Open any dictionary and you'll see Monday written /ˈmʌndeɪ/. Listen to a native speaker and you'll hear /ˈmʌndi/. Not a full 'day', but a short 'dee' sound.
This isn't lazy speech. It's a stress rule that applies across English. Understanding it will instantly improve how natural you sound when talking about schedules, dates, and days of the week.
The Rule
In unstressed syllables, the diphthong /eɪ/ (as in 'day') often reduces to /i/ (as in 'see') or schwa. The 'day' in weekday names is never stressed. So it never gets its full pronunciation.
- Stressed 'day': /deɪ/ — "What DAY is it?"
- Unstressed 'day' in compounds: /di/ — "Monday, Tuesday, Sunday"
This is the same logic behind 'Sunday', 'Monday', 'holiday', 'birthday', 'yesterday' — any word where 'day' is the second part of a compound.
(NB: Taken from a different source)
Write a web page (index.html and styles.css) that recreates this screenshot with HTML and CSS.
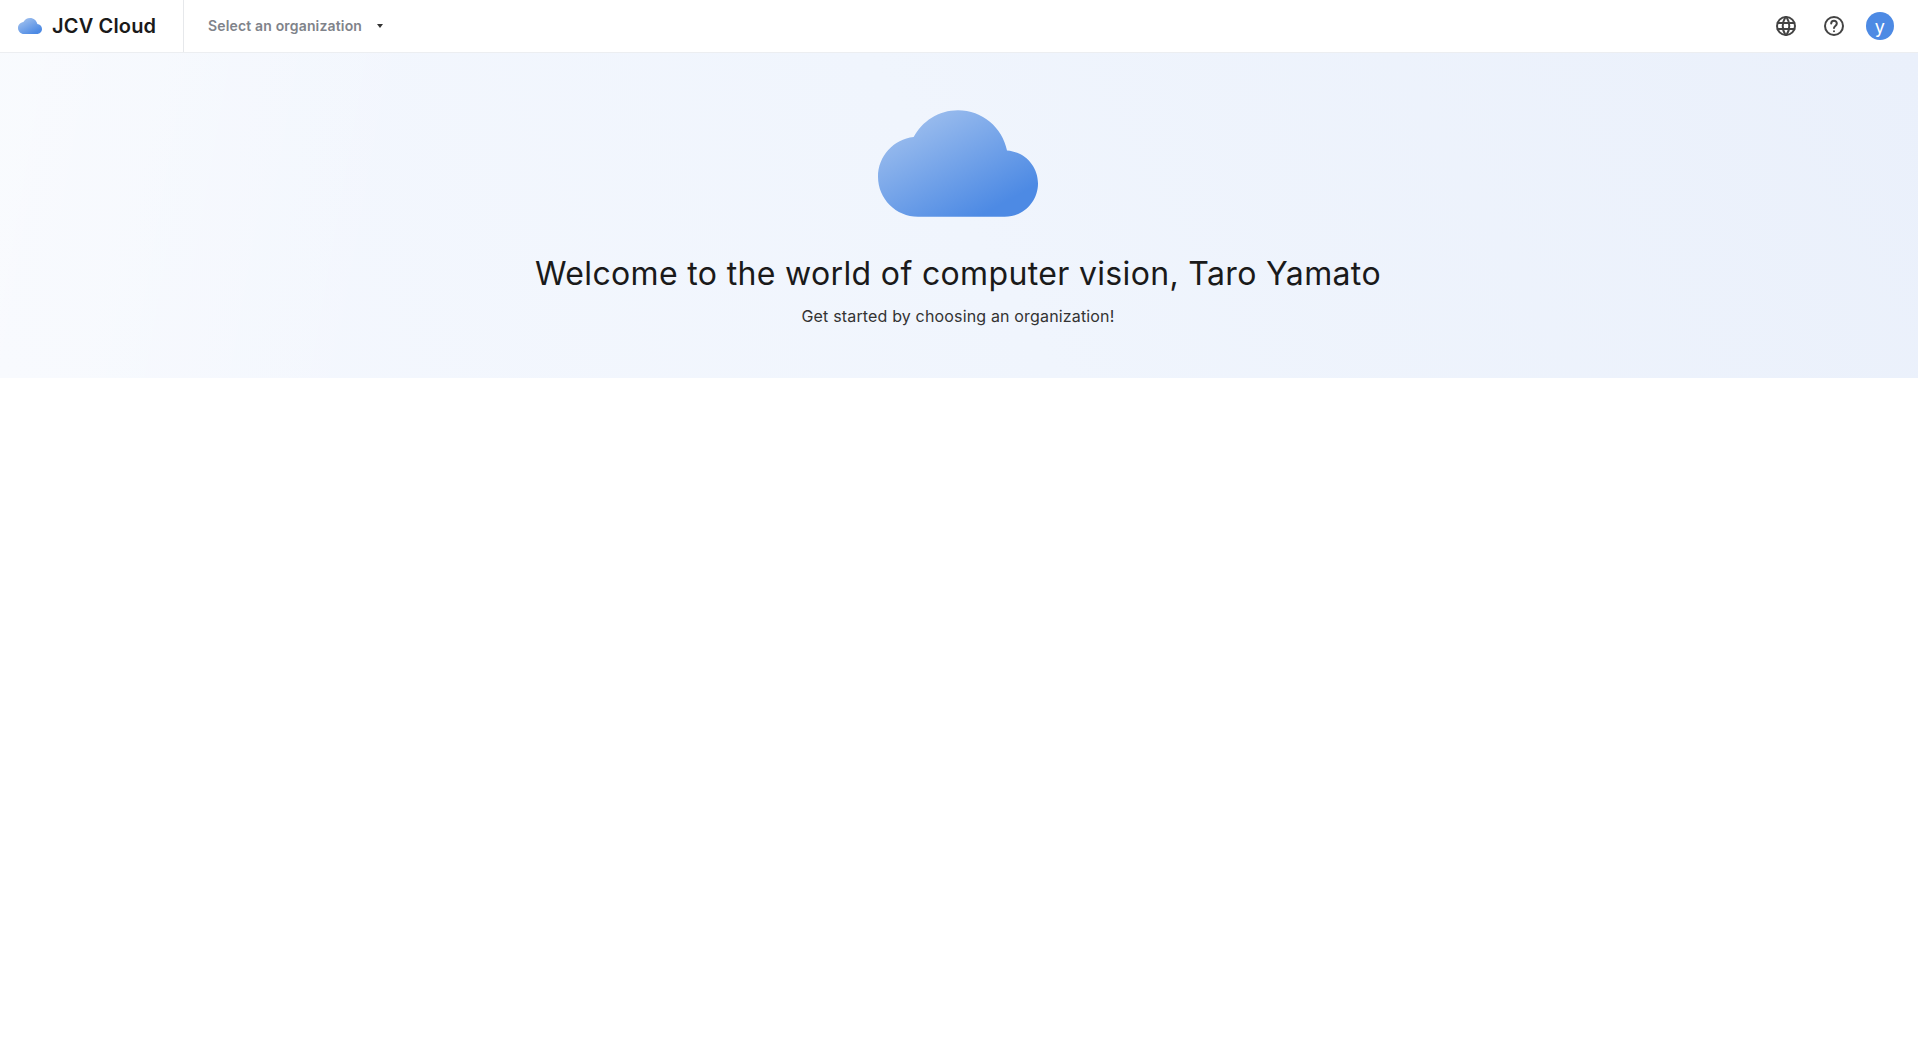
FILE: index.html
```html
<!DOCTYPE html>
<html lang="en">

<head>
  <meta charset="UTF-8">
  <meta name="viewport" content="width=device-width, initial-scale=1.0">
  <title>JCV Cloud</title>
  <link rel="stylesheet" href="styles.css">
</head>

<body>

  <header class="navbar">
    <div class="brand">
      <svg class="brand-icon" viewBox="0 4 24 16">
        <defs>
          <linearGradient id="cloudSmall" x1="0.05" y1="0.05" x2="0.75" y2="0.9">
            <stop offset="0" stop-color="#a6c4ef"></stop>
            <stop offset="1" stop-color="#4d8ae4"></stop>
          </linearGradient>
        </defs>
        <path fill="url(#cloudSmall)" d="M19.35 10.04C18.67 6.59 15.64 4 12 4 9.11 4 6.6 5.64 5.35 8.04 2.34 8.36 0 10.91 0 14c0 3.31 2.69 6 6 6h13c2.76 0 5-2.24 5-5 0-2.64-2.05-4.78-4.65-4.96z"></path>
      </svg>
      <span class="brand-name">JCV Cloud</span>
    </div>

    <div class="org-select">
      <span class="org-label">Select an organization</span>
      <span class="org-caret"></span>
    </div>

    <div class="nav-actions">
      <svg class="nav-icon" viewBox="0 0 24 24">
        <circle cx="12" cy="12" r="9"></circle>
        <path d="M3.6 9h16.8M3.6 15h16.8"></path>
        <path d="M11.5 3a17 17 0 0 0 0 18M12.5 3a17 17 0 0 1 0 18"></path>
      </svg>
      <svg class="nav-icon" viewBox="0 0 24 24">
        <circle cx="12" cy="12" r="9"></circle>
        <path d="M12 17.2v.01M12 14c0-2 2.8-2.2 2.8-4.5a2.8 2.8 0 0 0-5.6 0"></path>
      </svg>
      <div class="avatar">y</div>
    </div>
  </header>

  <section class="hero">
    <svg class="hero-icon" viewBox="0 4 24 16">
      <defs>
        <linearGradient id="cloudBig" x1="0.05" y1="0.05" x2="0.75" y2="0.9">
          <stop offset="0" stop-color="#a6c4ef"></stop>
          <stop offset="1" stop-color="#4d8ae4"></stop>
        </linearGradient>
      </defs>
      <path fill="url(#cloudBig)" d="M19.35 10.04C18.67 6.59 15.64 4 12 4 9.11 4 6.6 5.64 5.35 8.04 2.34 8.36 0 10.91 0 14c0 3.31 2.69 6 6 6h13c2.76 0 5-2.24 5-5 0-2.64-2.05-4.78-4.65-4.96z"></path>
    </svg>
    <h1>Welcome to the world of computer vision, Taro Yamato</h1>
    <p>Get started by choosing an organization!</p>
  </section>

</body>

</html>
```

FILE: styles.css
```css
body {
  font-family: Inter, 'Noto Sans', sans-serif;
  letter-spacing: 0.01em;
  background-color: #fff;
  color: #1a1a1a;
  margin: 0;
}

.navbar {
  display: flex;
  align-items: stretch;
  height: 52px;
  background-color: #fff;
  border-bottom: 1px solid #eceef1;
  box-shadow: 0 1px 2px rgba(0, 0, 0, 0.02);
}

.brand {
  display: flex;
  align-items: center;
  gap: 10px;
  width: 184px;
  padding-left: 18px;
  box-sizing: border-box;
  border-right: 1px solid #e6e8eb;
}

.brand-icon {
  width: 24px;
  height: 16px;
}

.brand-name {
  font-size: 20px;
  font-weight: 600;
  color: #1a1a1a;
}

.org-select {
  display: flex;
  align-items: center;
  margin-left: 24px;
  padding-bottom: 1px;
}

.org-label {
  font-size: 14px;
  font-weight: 600;
  color: #7f838a;
}

.org-caret {
  width: 0;
  height: 0;
  margin-left: 15px;
  border-left: 3px solid transparent;
  border-right: 3px solid transparent;
  border-top: 4px solid #333;
}

.nav-actions {
  display: flex;
  align-items: center;
  gap: 24px;
  margin-left: auto;
  padding-right: 24px;
}

.nav-icon {
  width: 24px;
  height: 24px;
  fill: none;
  stroke: #444;
  stroke-width: 2;
  stroke-linecap: round;
  stroke-linejoin: round;
}

.avatar {
  width: 28px;
  height: 28px;
  border-radius: 50%;
  margin-left: -4px;
  background-color: #4d8ae4;
  color: #fff;
  font-size: 18px;
  display: flex;
  align-items: center;
  justify-content: center;
}

.hero {
  display: flex;
  flex-direction: column;
  align-items: center;
  height: 325px;
  padding-top: 57px;
  padding-right: 2px;
  box-sizing: border-box;
  background:
    linear-gradient(100deg, rgba(255, 255, 255, 0.4) 0%, rgba(255, 255, 255, 0) 22%),
    linear-gradient(60deg, #f5f8fe 0%, #f0f5fd 50%, #eaf0fb 100%);
}

.hero-icon {
  width: 160px;
  height: 107px;
}

h1 {
  font-size: 32px;
  font-weight: 400;
  line-height: 40px;
  margin: 37px 0 0;
  letter-spacing: 0.345px;
  color: #1a1a1a;
}

p {
  font-size: 16px;
  line-height: 24px;
  margin: 10px 0 0;
  color: #333;
}
```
The 7 Weekdays in Real English
The Same Pattern in Other Words
The rule isn't limited to weekdays. Any word that ends in an unstressed '-day' follows it.
When 'Day' Keeps Its Full Sound
If 'day' is the stressed or only syllable, it keeps its full /deɪ/ sound. This happens when:
- 'Day' is a standalone word: "Have a nice day." /deɪ/
- Emphasis on 'day' itself: "Which day?" /deɪ/
- In compounds where 'day' is primary: 'day care' /ˈdeɪkɛɚ/, 'daylight' /ˈdeɪlaɪt/, 'daytime' /ˈdeɪtaɪm/
Notice the pattern
When 'day' comes first in a compound, it keeps /deɪ/. When it comes last, it reduces to /di/.
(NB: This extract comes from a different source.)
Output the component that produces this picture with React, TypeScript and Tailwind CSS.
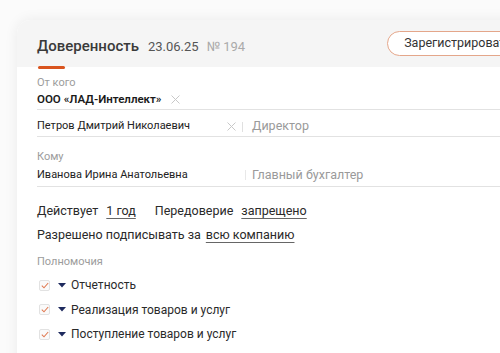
import React from "react";

const XIcon = () => (
  <svg width="9" height="9" viewBox="0 0 9 9" className="shrink-0">
    <path d="M0.5 0.5 L8.5 8.5 M8.5 0.5 L0.5 8.5" stroke="#c8c8c8" strokeWidth="1" />
  </svg>
);

const Check = () => (
  <span className="w-[11px] h-[11px] rounded-[2px] border border-[#e2e2e2] bg-[#fafafa] flex items-center justify-center shrink-0">
    <svg width="8" height="7" viewBox="0 0 8 7">
      <path d="M0.8 3.6 L3 5.8 L7.2 1" stroke="#e07a52" strokeWidth="1.1" fill="none" />
    </svg>
  </span>
);

const Caret = () => (
  <svg width="8" height="5" viewBox="0 0 8 5" className="shrink-0">
    <path d="M0 0 L8 0 L4 4.5 Z" fill="#1e2a5e" />
  </svg>
);

const Item = ({ text }: { text: string }) => (
  <div className="flex items-center h-[18px] pl-[2px]">
    <Check />
    <span className="ml-[8px] flex"><Caret /></span>
    <span className="ml-[5px] text-[12px] text-[#2a2a2a]">{text}</span>
  </div>
);

export default function App() {
  return (
    <div
      className="w-[500px] h-[353px] overflow-hidden bg-[#fbfbfb]"
      style={{ fontFamily: "Roboto, 'Noto Sans', sans-serif" }}
    >
      <div className="ml-[17px] mt-[20px] w-[620px] h-[400px] rounded-tl-[14px] bg-white shadow-[0_0_14px_rgba(0,0,0,0.07)] overflow-hidden">
        <div className="relative h-[47px] bg-[#f5f5f5] flex items-center px-[20px]">
          <div className="flex items-baseline mt-[5px]">
            <span className="text-[15px] font-medium text-[#3a3a3a]">Доверенность</span>
            <span className="ml-[9px] text-[13px] text-[#555]">23.06.25</span>
            <span className="ml-[8px] text-[13px] text-[#aaa]">№ 194</span>
          </div>
          <span className="absolute left-[21px] top-[46px] w-[27px] h-[3px] bg-[#d9541e] rounded-full" />
          <div className="ml-[142px] h-[25px] rounded-full border border-[#e4a68a] bg-white flex items-center pl-[16px] pr-[17px]">
            <span className="text-[12.5px] text-[#333] whitespace-nowrap">Зарегистрировать</span>
          </div>
        </div>

        <div className="px-[20px] pt-[9px]">
          <div className="text-[11px] leading-[14px] text-[#9c9c9c]">От кого</div>
          <div className="h-[20px] flex items-center border-b border-[#e2e2e2] w-[480px]">
            <span className="text-[11.5px] font-semibold text-[#1a1a1a]">ООО «ЛАД-Интеллект»</span>
            <span className="ml-[9px] flex"><XIcon /></span>
          </div>

          <div className="h-[27px] pt-[7px] flex items-center border-b border-[#e2e2e2] w-[480px]">
            <div className="w-[205px] flex items-center justify-between pr-[6px]">
              <span className="text-[11px] text-[#222]">Петров Дмитрий Николаевич</span>
              <XIcon />
            </div>
            <span className="w-px h-[10px] bg-[#e0e0e0]" />
            <span className="ml-[9px] text-[12.5px] text-[#9a9a9a]">Директор</span>
          </div>

          <div className="mt-[13px] text-[11px] leading-[14px] text-[#9c9c9c]">Кому</div>
          <div className="h-[23px] flex items-center border-b border-[#e2e2e2] w-[480px]">
            <div className="w-[208px] flex items-center">
              <span className="text-[11px] text-[#222]">Иванова Ирина Анатольевна</span>
            </div>
            <span className="w-px h-[10px] bg-[#e8e8e8]" />
            <span className="ml-[6px] text-[12.5px] text-[#9a9a9a]">Главный бухгалтер</span>
          </div>

          <div className="mt-[15px] flex items-center h-[18px] text-[12.5px] text-[#2a2a2a]">
            <span>Действует</span>
            <span className="ml-[8px] underline underline-offset-[3px] decoration-[#666]">1 год</span>
            <span className="ml-[19px]">Передоверие</span>
            <span className="ml-[8px] underline underline-offset-[3px] decoration-[#666]">запрещено</span>
          </div>
          <div className="mt-[6px] flex items-center h-[18px] text-[12.5px] text-[#2a2a2a]">
            <span>Разрешено подписывать за</span>
            <span className="ml-[5px] underline underline-offset-[3px] decoration-[#666]">всю компанию</span>
          </div>

          <div className="mt-[11px] text-[11px] leading-[14px] text-[#9c9c9c]">Полномочия</div>
          <div className="mt-[7px] flex flex-col gap-[6.5px]">
            <Item text="Отчетность" />
            <Item text="Реализация товаров и услуг" />
            <Item text="Поступление товаров и услуг" />
          </div>
        </div>
      </div>
    </div>
  );
}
| 'Day' comes first /deɪ/ | 'Day' comes last /di/ |
|---|---|
| daylight | Monday |
| daytime | birthday |
| daydream | holiday |
| daybreak | yesterday |
| day care | payday |
The Formal / Dictionary Exception
You'll hear speakers (especially British speakers or in very formal speech) say /ˈmʌndeɪ/ with a full 'day'. This is also correct. But in normal American speech and casual British speech, the reduced /di/ is standard. Dictionaries often list both pronunciations.
Why This Matters
Saying 'Mon-DAY' (with both syllables equally stressed) sounds textbook, not natural. Worse, it signals you're a learner before you've said anything else. Reducing to 'Mundee' is a tiny change that makes a huge difference in how native you sound.
Mini-Drill
Say these out loud. Keep the first syllable long and strong, and make the 'day' part quick and light:
- See you on Mundee.
- The party is on Sundee.
- Yesterdee I worked late.
- It's my birthdee!
- I'll be there by Fridee.
Quick Recap
- Unstressed 'day' at the end of a word becomes /di/, not /deɪ/.
- All 7 weekdays follow this rule.
- So do 'yesterday', 'birthday', 'holiday', 'weekday', 'payday'.
- 'Day' as a standalone word or first in a compound keeps /deɪ/.
- Both forms exist in dictionaries, but /di/ is the natural, standard choice.
This one small rule will make dates, schedules, and planning conversations sound dramatically more native.